The work demonstrates that by using biotechnological techniques and treatments with high light intensity, the levels of beta-carotene in leaves can be multiplied up to 30 times by creating new places to store it without affecting vital processes such as photosynthesis. The results are published in the Plant Journal.

Beta-carotene is one of the main carotenoids, pigments found naturally in plants and other photosynthetic organisms that benefit health, with antioxidant, immunostimulant and cognitive-enhancing properties.

Specifically, beta-carotene is the primary precursor of retinoids, chemical compounds with essential bodily functions (vision, cell proliferation and differentiation, immune system...), including vitamin A.

Using tobacco plants (Nicotiana benthamiana) as a laboratory model and lettuce (Lactuca sativa) as a cultivation model, the team led by Manuel Rodríguez Concepción, CSIC researcher at the IBMCP, has managed to increase the beta-carotene content in the leaves without negatively affecting other vital processes such as photosynthesis.

'Leaves need carotenoids such as beta-carotene in the photosynthetic complexes of chloroplasts for their proper functioning,' explains the CSIC researcher. 'When too much or too little beta-carotene is produced in the chloroplasts, they stop functioning, and the leaves eventually die.

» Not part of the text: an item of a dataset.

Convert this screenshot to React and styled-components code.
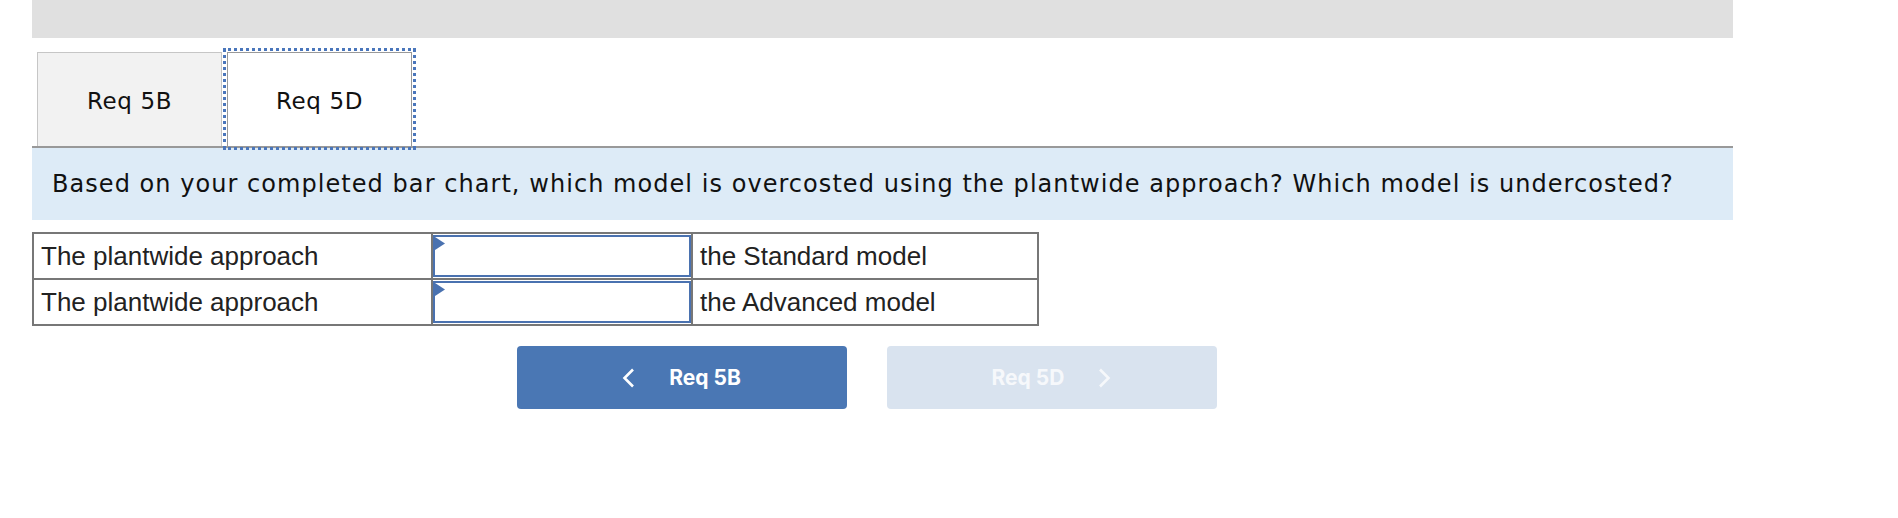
import React from 'react';
import styled, { createGlobalStyle } from 'styled-components';

const GlobalStyle = createGlobalStyle`
  body {
    margin: 0;
    background: #fff;
  }
`;

const Page = styled.div`
  padding-left: 32px;
  width: 1701px;
`;

const TopBar = styled.div`
  height: 38px;
  background: #e0e0e0;
`;

const TabRow = styled.div`
  display: flex;
  gap: 5px;
  margin-top: 14px;
  padding-left: 5px;
  border-bottom: 2px solid #999;
`;

const Tab = styled.button`
  display: flex;
  align-items: center;
  justify-content: center;
  width: ${({ $width }) => $width}px;
  height: 94px;
  margin: 0;
  padding: 2px 0 0;
  border: 1px solid ${({ $active }) => ($active ? '#999' : '#c6c6c6')};
  border-bottom: none;
  background: ${({ $active }) => ($active ? '#fff' : '#f2f2f2')};
  color: #111;
  font-family: 'DejaVu Sans', Verdana, sans-serif;
  font-size: 23px;
  letter-spacing: 0.6px;
  outline: ${({ $active }) => ($active ? '3px dotted #4a76bb' : 'none')};
  outline-offset: 1px;
  cursor: pointer;
`;

const Question = styled.div`
  display: flex;
  align-items: center;
  height: 72px;
  padding-left: 20px;
  background: #ddebf7;
  color: #111;
  font-family: 'DejaVu Sans', Verdana, sans-serif;
  font-size: 24px;
  letter-spacing: 1.05px;
  white-space: nowrap;
`;

const Table = styled.table`
  margin-top: 12px;
  border-collapse: collapse;
  border: 2px solid #777;
`;

const Cell = styled.td`
  width: ${({ $width }) => $width}px;
  height: 44px;
  padding: ${({ $input }) => ($input ? '0' : '0 7px')};
  border: 2px solid #777;
  color: #222;
  font-family: 'Liberation Sans', Arial, sans-serif;
  font-size: 26px;
  vertical-align: middle;
  white-space: nowrap;
`;

const InputWrap = styled.div`
  position: relative;
  height: 42px;
  border: 2px solid #4a72b0;
  box-sizing: border-box;
  background: #fff;
`;

const Flag = styled.svg`
  position: absolute;
  left: 0;
  top: 0;
`;

const Nav = styled.div`
  display: flex;
  justify-content: center;
  gap: 40px;
  margin-top: 20px;
  padding-right: 32px;
`;

const NavButton = styled.button`
  display: flex;
  align-items: center;
  justify-content: center;
  gap: 34px;
  width: 330px;
  height: 63px;
  border: none;
  border-radius: 4px;
  background: ${({ $disabled }) => ($disabled ? '#d9e3ef' : '#4a77b4')};
  color: ${({ $disabled }) => ($disabled ? '#f6f8fb' : '#fff')};
  font-family: Inter, Roboto, 'Liberation Sans', sans-serif;
  font-weight: 700;
  font-size: 21px;
  cursor: ${({ $disabled }) => ($disabled ? 'default' : 'pointer')};
`;

const Chevron = ({ dir }) => (
  <svg width="13" height="20" viewBox="0 0 13 20">
    <polyline
      points={dir === 'left' ? '11,1.5 2.5,10 11,18.5' : '2,1.5 10.5,10 2,18.5'}
      fill="none"
      stroke="currentColor"
      strokeWidth="2.6"
    />
  </svg>
);

const InputCell = () => (
  <InputWrap>
    <Flag width="11" height="14" viewBox="0 0 11 14">
      <polygon points="0,0 10,6.5 0,13" fill="#4a72b0" />
    </Flag>
  </InputWrap>
);

const rows = [
  { left: 'The plantwide approach', right: 'the Standard model' },
  { left: 'The plantwide approach', right: 'the Advanced model' },
];

export default function App() {
  return (
    <>
      <GlobalStyle />
      <Page>
        <TopBar />
        <TabRow>
          <Tab $width={185}>Req 5B</Tab>
          <Tab $width={185} $active>Req 5D</Tab>
        </TabRow>
        <Question>
          Based on your completed bar chart, which model is overcosted using the plantwide approach? Which model is undercosted?
        </Question>
        <Table>
          <tbody>
            {rows.map((row, i) => (
              <tr key={i}>
                <Cell $width={383}>{row.left}</Cell>
                <Cell $width={258} $input>
                  <InputCell />
                </Cell>
                <Cell $width={330}>{row.right}</Cell>
              </tr>
            ))}
          </tbody>
        </Table>
        <Nav>
          <NavButton>
            <Chevron dir="left" />
            <span>Req 5B</span>
          </NavButton>
          <NavButton $disabled>
            <span>Req 5D</span>
            <Chevron dir="right" />
          </NavButton>
        </Nav>
      </Page>
    </>
  );
}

Our work has successfully produced and accumulated beta-carotene in cellular compartments where it is not normally found by combining biotechnological techniques and treatments with high light intensity,' he summarises.

Higher accumulation and bioaccessibility

The results of this study, published in the Plant Journal, show that it is possible to multiply beta-carotene levels in leaves by creating new places to store them outside the photosynthetic complexes. On the one hand, they have managed to store high levels of beta-carotene in plastoglobules, and fat storage vesicles are naturally present inside chloroplasts. These vesicles do not participate in photosynthesis and do not usually accumulate carotenoids.

‘Stimulating the formation and development of plastoglobules with molecular techniques and intense light treatments not only increases the accumulation of beta-carotene but also its bioaccessibility, i.e. the ease with which it can be extracted from the food matrix to be absorbed by our digestive system,’ says Luca Morelli, first author of the study.

Biofortification of vegetables

The study also shows that beta-carotene synthesis in plastoglobules can be combined with its production outside chloroplasts by means of biotechnological approaches. In this case, co-author Pablo Pérez Colao says, 'beta-carotene accumulates in vesicles similar to plastoglobules but located in the cytosol, the aqueous substance that surrounds the organelles and nucleus of cells’.

The combination of both strategies achieved up to a 30-fold increase in accessible beta-carotene levels compared to untreated leaves. The massive accumulation of beta-carotene also gave the lettuce leaves a characteristic golden colour.

According to the researchers, the discovery that beta-carotene can be produced and stored at very high levels and in a more bioaccessible form outside the places where it is usually found in leaves 'represents a very significant advance for improving nutrition through biofortification of vegetables such as lettuce, chard or spinach without giving up their characteristic scent and flavour'.